> Exercise description:
Leaving out all pictures, please print only the lines from the one containing "Clone this screenshot" through the one containing "const columns = ['Category', 'Property', 'Condition', 'Value'];".

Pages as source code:
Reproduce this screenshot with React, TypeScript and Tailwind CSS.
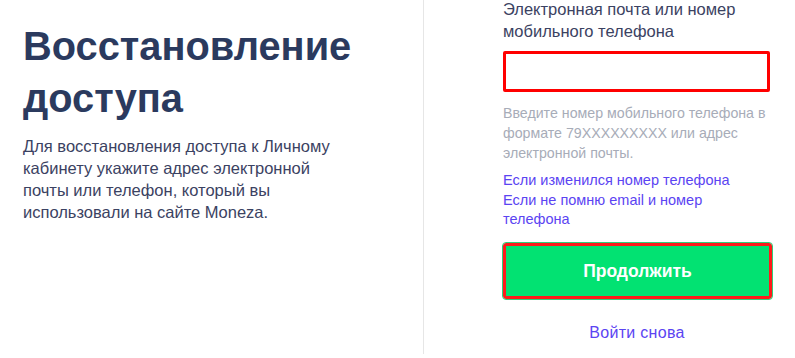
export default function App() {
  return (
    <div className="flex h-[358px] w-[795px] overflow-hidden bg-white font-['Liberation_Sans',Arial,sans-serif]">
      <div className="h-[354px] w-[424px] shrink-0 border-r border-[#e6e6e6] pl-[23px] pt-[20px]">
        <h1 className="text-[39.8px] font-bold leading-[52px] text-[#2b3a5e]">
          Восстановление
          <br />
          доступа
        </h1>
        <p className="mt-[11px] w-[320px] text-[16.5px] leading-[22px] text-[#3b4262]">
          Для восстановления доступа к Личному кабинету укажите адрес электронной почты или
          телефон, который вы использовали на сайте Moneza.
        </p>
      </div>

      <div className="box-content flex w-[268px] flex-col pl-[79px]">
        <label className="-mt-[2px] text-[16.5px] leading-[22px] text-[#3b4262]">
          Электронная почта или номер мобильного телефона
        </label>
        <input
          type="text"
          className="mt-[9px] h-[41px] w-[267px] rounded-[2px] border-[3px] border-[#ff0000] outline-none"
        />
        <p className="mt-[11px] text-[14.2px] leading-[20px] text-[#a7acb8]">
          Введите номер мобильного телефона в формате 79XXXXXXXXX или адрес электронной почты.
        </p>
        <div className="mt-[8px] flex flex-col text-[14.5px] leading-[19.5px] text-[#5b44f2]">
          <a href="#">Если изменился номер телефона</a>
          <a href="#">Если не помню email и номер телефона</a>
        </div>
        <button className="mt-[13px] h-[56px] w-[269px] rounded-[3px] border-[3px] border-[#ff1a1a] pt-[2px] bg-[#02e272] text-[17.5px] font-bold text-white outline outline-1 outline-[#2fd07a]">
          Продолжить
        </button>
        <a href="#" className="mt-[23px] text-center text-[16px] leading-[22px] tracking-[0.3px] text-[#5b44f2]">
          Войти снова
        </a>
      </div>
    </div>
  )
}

---

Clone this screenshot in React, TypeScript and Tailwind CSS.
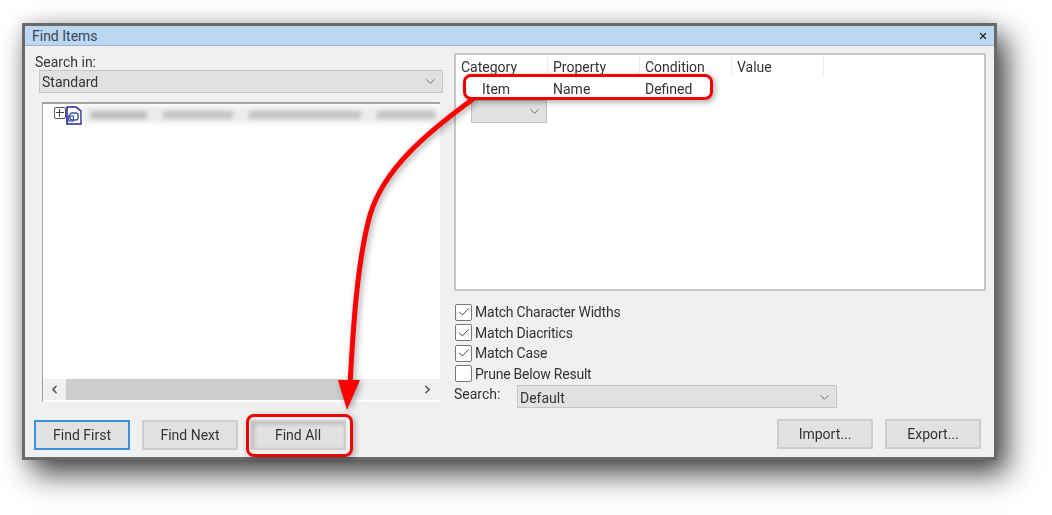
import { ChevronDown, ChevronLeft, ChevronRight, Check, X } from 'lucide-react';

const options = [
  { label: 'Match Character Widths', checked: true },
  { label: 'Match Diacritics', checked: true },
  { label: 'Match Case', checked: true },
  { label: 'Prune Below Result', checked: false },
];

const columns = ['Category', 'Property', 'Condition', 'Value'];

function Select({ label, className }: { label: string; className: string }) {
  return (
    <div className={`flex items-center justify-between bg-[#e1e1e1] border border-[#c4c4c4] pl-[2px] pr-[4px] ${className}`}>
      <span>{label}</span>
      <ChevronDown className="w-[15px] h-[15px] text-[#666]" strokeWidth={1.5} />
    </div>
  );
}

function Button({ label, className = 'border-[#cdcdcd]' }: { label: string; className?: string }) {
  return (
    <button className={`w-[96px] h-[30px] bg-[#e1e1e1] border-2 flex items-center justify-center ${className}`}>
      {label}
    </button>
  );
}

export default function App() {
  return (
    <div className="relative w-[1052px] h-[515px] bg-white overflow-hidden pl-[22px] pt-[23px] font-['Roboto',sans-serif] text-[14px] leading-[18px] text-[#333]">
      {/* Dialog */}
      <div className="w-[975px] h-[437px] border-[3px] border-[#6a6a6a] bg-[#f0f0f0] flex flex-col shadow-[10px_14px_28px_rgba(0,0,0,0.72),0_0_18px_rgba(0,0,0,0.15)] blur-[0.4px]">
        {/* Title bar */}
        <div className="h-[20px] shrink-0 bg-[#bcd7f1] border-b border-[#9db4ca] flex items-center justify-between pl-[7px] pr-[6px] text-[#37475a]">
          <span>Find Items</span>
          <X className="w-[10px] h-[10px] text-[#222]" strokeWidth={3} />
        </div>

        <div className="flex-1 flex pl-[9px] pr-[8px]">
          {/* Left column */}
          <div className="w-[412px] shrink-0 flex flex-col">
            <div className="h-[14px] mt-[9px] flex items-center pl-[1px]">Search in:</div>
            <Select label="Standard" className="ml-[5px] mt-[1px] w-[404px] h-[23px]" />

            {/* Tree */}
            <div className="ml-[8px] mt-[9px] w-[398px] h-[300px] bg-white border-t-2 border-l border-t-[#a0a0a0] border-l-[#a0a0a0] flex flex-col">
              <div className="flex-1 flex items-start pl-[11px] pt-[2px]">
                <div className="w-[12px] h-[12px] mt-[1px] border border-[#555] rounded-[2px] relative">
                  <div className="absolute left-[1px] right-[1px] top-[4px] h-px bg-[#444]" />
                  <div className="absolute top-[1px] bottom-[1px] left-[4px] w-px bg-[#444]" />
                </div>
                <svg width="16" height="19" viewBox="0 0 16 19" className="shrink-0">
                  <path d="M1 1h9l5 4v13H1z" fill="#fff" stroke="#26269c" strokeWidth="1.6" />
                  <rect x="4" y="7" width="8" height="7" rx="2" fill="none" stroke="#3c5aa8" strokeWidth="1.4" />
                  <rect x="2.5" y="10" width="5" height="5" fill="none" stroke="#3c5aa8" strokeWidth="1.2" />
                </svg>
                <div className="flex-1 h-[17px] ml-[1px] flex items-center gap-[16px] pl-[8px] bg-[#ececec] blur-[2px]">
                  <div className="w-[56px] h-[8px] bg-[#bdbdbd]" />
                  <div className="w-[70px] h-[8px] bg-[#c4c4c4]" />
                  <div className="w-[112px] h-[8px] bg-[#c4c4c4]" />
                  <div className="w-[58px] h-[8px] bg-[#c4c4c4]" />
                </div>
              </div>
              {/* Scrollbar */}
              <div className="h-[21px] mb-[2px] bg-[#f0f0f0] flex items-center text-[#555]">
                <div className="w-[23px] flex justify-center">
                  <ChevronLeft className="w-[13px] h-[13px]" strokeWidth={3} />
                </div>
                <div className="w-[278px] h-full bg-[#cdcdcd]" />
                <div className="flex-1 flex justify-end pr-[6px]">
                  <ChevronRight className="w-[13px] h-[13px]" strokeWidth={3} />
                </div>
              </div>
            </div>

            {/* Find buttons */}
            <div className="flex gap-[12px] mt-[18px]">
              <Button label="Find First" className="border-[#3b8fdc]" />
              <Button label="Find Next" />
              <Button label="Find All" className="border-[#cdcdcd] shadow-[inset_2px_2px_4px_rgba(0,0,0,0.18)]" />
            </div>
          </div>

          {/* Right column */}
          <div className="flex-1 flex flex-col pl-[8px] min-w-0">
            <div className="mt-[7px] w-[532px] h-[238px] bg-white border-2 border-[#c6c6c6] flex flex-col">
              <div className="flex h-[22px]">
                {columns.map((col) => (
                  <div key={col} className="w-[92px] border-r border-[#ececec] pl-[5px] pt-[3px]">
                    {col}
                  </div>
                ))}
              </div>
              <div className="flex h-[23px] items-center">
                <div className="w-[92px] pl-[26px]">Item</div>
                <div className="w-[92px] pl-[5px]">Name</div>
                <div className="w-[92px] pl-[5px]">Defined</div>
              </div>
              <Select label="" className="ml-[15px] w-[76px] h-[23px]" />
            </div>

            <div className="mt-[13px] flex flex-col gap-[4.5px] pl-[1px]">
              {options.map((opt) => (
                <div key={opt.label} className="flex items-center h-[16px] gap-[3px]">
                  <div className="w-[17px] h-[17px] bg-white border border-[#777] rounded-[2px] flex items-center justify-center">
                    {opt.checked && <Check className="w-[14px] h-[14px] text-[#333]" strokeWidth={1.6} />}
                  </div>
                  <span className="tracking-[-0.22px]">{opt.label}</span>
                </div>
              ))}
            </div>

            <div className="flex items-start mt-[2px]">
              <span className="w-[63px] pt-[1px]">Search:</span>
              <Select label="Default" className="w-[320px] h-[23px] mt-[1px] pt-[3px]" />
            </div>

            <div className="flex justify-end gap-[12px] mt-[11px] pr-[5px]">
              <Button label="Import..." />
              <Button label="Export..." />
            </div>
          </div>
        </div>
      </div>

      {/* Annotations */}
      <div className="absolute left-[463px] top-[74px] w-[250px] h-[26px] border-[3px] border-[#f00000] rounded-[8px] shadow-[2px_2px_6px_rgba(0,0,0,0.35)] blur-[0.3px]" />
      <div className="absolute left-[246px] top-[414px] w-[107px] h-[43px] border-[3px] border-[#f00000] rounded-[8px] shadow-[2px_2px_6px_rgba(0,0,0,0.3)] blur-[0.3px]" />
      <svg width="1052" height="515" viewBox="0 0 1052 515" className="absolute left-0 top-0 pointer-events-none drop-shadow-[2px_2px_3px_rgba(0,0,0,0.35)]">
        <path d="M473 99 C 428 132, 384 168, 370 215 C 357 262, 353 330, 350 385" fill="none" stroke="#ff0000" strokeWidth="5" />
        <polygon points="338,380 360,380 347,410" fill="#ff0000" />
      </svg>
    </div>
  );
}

> In response:
Clone this screenshot in React, TypeScript and Tailwind CSS.
import { ChevronDown, ChevronLeft, ChevronRight, Check, X } from 'lucide-react';

const options = [
  { label: 'Match Character Widths', checked: true },
  { label: 'Match Diacritics', checked: true },
  { label: 'Match Case', checked: true },
  { label: 'Prune Below Result', checked: false },
];

const columns = ['Category', 'Property', 'Condition', 'Value'];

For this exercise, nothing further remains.